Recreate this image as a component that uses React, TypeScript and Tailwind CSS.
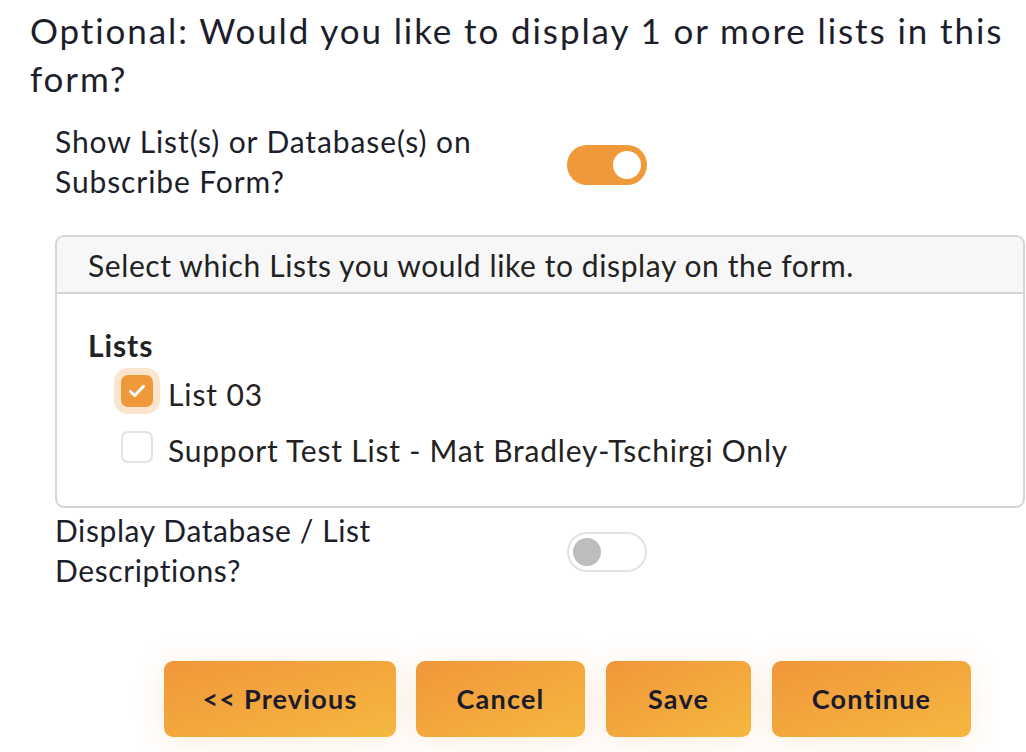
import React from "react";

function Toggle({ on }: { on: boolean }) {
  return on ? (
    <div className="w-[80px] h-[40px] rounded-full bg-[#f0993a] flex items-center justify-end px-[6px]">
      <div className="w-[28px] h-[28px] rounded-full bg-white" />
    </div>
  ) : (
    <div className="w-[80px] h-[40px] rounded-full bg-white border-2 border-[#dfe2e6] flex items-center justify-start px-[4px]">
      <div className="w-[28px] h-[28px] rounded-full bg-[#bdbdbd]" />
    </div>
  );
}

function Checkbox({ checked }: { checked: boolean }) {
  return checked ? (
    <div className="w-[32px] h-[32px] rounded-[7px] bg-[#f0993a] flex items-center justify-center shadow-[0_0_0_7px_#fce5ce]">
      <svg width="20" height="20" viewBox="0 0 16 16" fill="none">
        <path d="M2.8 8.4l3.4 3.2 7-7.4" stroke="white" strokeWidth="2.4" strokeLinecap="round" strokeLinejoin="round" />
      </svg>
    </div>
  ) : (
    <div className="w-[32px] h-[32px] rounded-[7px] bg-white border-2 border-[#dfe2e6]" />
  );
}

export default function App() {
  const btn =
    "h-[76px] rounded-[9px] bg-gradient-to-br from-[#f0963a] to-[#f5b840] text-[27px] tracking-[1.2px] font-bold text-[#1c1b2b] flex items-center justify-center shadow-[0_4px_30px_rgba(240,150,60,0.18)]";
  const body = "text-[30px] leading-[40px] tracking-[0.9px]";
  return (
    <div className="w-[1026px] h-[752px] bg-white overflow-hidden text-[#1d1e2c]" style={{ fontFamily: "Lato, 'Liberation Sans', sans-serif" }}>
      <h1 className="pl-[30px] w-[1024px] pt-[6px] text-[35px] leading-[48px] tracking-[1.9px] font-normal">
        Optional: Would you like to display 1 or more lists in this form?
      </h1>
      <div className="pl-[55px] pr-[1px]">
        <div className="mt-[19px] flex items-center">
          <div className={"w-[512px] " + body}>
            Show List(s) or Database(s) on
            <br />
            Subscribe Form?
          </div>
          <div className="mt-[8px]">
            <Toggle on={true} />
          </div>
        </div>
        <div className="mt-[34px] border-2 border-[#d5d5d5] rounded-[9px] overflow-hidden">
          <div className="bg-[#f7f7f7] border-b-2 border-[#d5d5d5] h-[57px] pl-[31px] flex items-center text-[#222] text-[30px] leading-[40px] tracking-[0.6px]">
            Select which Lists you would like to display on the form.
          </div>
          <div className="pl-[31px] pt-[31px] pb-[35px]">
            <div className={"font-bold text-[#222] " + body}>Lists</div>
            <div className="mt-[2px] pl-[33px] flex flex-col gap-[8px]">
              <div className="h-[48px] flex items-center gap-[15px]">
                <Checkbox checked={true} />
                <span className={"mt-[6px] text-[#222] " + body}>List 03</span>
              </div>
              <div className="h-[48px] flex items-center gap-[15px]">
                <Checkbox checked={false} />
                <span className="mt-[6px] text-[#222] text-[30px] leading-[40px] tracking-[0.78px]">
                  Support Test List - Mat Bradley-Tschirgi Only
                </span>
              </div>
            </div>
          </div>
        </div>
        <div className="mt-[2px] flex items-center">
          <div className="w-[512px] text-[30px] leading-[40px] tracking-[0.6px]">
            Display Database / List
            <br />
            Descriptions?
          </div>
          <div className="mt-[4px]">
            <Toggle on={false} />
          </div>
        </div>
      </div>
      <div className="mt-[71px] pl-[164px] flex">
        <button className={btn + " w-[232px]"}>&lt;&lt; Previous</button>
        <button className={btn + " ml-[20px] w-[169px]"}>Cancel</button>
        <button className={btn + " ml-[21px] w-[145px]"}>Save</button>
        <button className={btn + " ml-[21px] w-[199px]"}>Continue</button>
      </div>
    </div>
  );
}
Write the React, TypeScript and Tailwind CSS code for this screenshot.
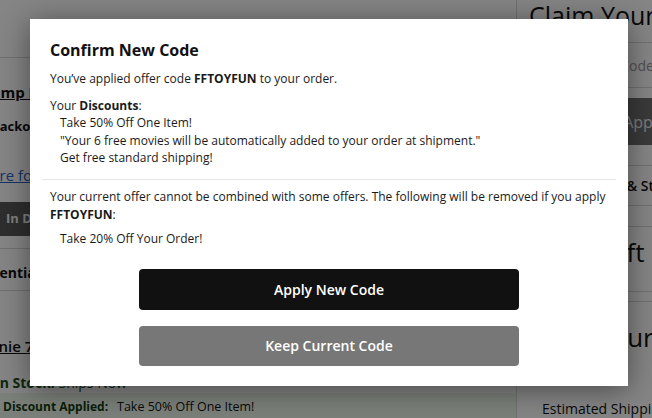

---

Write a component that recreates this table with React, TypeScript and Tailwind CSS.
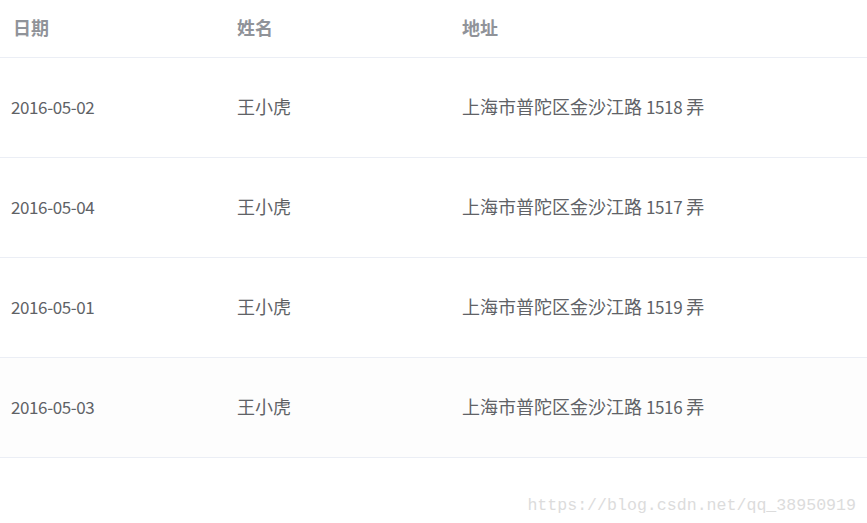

---

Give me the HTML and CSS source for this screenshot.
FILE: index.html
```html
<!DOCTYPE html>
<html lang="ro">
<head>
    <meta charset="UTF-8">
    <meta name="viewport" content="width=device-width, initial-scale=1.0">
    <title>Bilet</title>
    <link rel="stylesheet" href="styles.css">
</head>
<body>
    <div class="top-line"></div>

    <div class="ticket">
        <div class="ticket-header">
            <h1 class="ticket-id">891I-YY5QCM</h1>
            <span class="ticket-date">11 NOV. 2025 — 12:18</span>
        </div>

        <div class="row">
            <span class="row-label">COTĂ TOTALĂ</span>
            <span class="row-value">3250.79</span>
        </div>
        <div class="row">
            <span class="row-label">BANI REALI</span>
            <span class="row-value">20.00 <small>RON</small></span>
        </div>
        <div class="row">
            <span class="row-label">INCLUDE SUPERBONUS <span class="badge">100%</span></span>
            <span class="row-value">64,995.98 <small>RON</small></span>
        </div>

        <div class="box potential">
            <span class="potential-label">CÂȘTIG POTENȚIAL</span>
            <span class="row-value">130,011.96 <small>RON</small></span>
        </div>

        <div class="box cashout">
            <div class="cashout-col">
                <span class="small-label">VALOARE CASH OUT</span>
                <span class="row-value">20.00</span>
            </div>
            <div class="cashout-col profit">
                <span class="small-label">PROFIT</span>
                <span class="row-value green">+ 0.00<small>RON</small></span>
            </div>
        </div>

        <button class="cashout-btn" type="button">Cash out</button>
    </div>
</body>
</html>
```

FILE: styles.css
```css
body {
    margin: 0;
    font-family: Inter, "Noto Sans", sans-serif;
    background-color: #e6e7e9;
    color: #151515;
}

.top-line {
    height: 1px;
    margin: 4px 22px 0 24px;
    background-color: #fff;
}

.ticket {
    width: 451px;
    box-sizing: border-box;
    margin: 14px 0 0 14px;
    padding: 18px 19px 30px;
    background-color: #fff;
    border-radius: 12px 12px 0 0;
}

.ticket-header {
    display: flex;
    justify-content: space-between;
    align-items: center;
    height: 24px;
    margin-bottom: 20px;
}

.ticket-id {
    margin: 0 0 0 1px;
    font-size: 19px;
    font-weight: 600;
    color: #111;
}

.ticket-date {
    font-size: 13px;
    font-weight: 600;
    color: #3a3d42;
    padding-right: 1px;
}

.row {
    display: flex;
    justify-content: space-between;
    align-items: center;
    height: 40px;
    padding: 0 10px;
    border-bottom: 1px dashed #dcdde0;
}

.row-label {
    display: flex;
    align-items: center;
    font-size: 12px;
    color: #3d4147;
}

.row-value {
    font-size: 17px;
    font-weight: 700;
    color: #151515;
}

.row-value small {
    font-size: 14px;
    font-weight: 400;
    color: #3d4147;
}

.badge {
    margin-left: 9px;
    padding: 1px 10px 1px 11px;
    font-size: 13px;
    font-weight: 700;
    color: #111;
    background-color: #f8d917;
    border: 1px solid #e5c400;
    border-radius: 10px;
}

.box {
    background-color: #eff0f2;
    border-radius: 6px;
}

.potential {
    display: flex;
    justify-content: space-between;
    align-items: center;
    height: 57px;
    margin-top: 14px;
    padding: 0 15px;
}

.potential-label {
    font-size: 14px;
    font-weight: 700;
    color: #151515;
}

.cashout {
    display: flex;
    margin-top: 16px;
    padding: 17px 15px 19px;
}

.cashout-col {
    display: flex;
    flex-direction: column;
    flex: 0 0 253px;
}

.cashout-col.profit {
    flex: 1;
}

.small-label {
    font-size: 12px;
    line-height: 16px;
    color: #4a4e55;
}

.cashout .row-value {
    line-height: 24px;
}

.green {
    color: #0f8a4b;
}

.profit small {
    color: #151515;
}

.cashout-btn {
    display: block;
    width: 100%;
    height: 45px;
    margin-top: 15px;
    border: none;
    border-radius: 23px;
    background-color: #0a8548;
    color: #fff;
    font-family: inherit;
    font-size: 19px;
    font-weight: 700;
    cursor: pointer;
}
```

# Directive
Filter the entries down to the lines containing "React". Copy each of those lines.

# Task response
Recreate this image as a component that uses React, TypeScript and Tailwind CSS.
import React from "react";
Write the React, TypeScript and Tailwind CSS code for this screenshot.
Write a component that recreates this table with React, TypeScript and Tailwind CSS.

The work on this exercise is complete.